Sunday's forum was hosted by Wisconsin’s Choice, a collaboration between of Our Wisconsin Revolution, a self-described democratic-populist organization, and the Wisconsin Working Families Party. The candidates at Sunday’s event represented represented the organization's “Final Four," chosen through two rounds of an online polling process. Only those who committed to taking action on behalf of a candidate or Wisconsin's Choice — like hosting a house party or making calls — could vote in the second round.

The moderator, Cap Times associate editor John Nichols, kicked off the debate by calling the forum into session on behalf of progressive heroes like Bob La Follete, Gaylord Nelson and “honorary Wisconsinite Bernie Sanders.”

“This is a session that each of those people would have appreciated,” Nichols said, saying that the present candidates didn’t get on the stage by buying their way in, winning “some sort of name recognition game” or knowing the right people.

In the Wisconsin’s Choice online poll, voters ranked candidates in order of preference, but the group did not disclose the number of votes or order of preference for the “final four” candidates.
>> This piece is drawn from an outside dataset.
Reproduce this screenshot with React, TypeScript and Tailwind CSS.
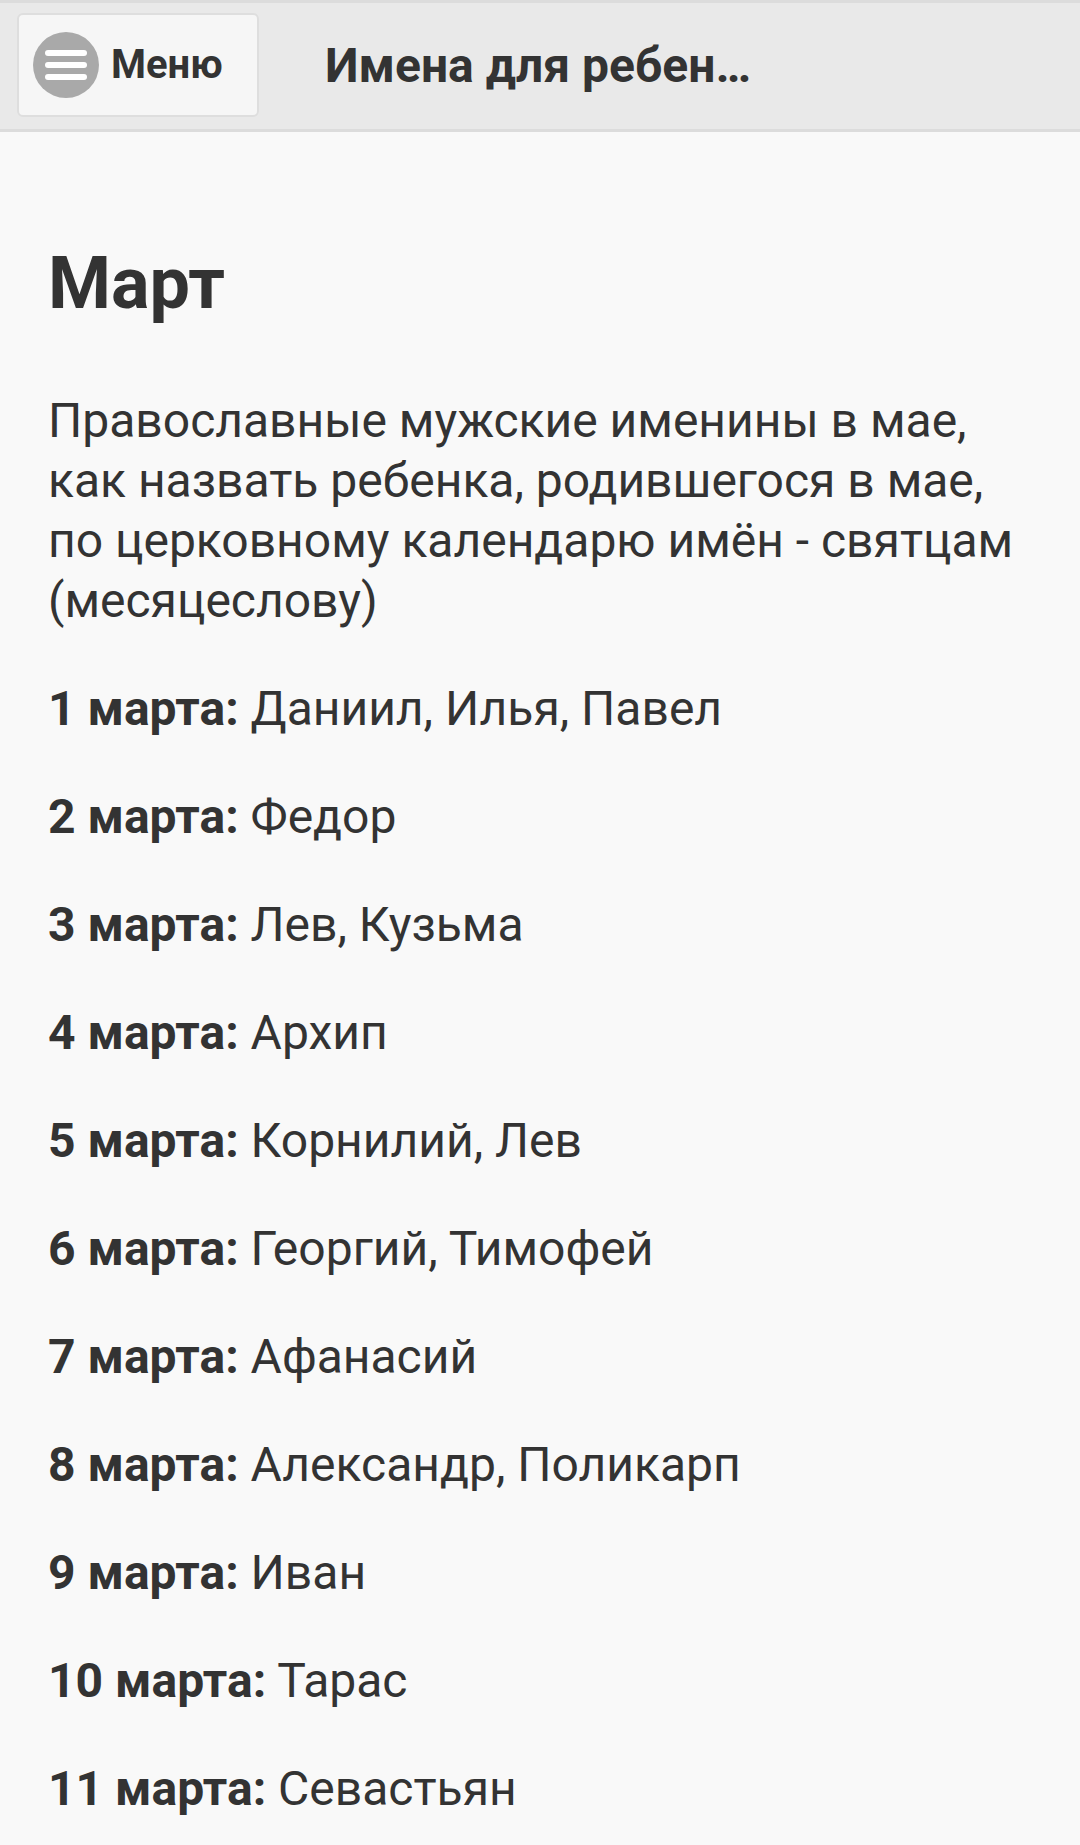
import React from 'react';

const days: { day: number; names: string }[] = [
  { day: 1, names: 'Даниил, Илья, Павел' },
  { day: 2, names: 'Федор' },
  { day: 3, names: 'Лев, Кузьма' },
  { day: 4, names: 'Архип' },
  { day: 5, names: 'Корнилий, Лев' },
  { day: 6, names: 'Георгий, Тимофей' },
  { day: 7, names: 'Афанасий' },
  { day: 8, names: 'Александр, Поликарп' },
  { day: 9, names: 'Иван' },
  { day: 10, names: 'Тарас' },
  { day: 11, names: 'Севастьян' },
];

const MenuIcon: React.FC = () => (
  <div className="w-[66px] h-[66px] rounded-full bg-[#a9a9a9] flex flex-col items-center justify-center gap-[6px] shrink-0">
    <span className="block w-[42px] h-[6px] rounded-full bg-white" />
    <span className="block w-[42px] h-[6px] rounded-full bg-white" />
    <span className="block w-[42px] h-[6px] rounded-full bg-white" />
  </div>
);

const App: React.FC = () => {
  return (
    <div className="min-h-screen bg-[#f9f9f9] text-[#333333]" style={{ fontFamily: 'Roboto, "Noto Sans", sans-serif' }}>
      <header className="h-[132px] bg-[#e9e9e9] border-t-[3px] border-b-[3px] border-[#dcdcdc] flex items-center pl-[17px]">
        <button className="w-[242px] h-[104px] mt-[-2px] bg-[#f6f6f6] border-2 border-[#dedede] rounded-[6px] flex items-center gap-[12px] pl-[14px]">
          <MenuIcon />
          <span className="text-[40px] font-bold leading-none text-[#333333]">Меню</span>
        </button>
        <h2 className="ml-[66px] text-[48px] font-bold leading-none whitespace-nowrap">Имена для ребен…</h2>
      </header>

      <main className="px-[48px] pb-[40px]">
        <h1 className="mt-[109px] text-[72px] font-bold leading-[1.2]">Март</h1>
        <p className="mt-[64px] text-[48px] leading-[60px]">
          Православные мужские именины в мае, как назвать ребенка, родившегося в мае, по церковному календарю имён - святцам (месяцеслову)
        </p>
        <div className="mt-[48px] flex flex-col gap-[48px]">
          {days.map(d => (
            <p key={d.day} className="text-[48px] leading-[60px]">
              <span className="font-bold">{d.day} марта:</span> {d.names}
            </p>
          ))}
        </div>
      </main>
    </div>
  );
};

export default App;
A spokeswoman noted none gathered more than 24 percent of the first place votes.

A third round of Wisconsin’s Choice voting, which requires a commitment to 10 hours of volunteering, runs from July 15 to July 19, with the results announced on Monday, July 23. To be declared the “champion,” a candidate must receive 50 percent +1 of the vote.

If no candidate is declared the “champion,” Wisconsin's Choice will still encourage voters to fulfill their commitment of 10 hours of volunteering to any of the final four candidates before the primary on Aug. 14.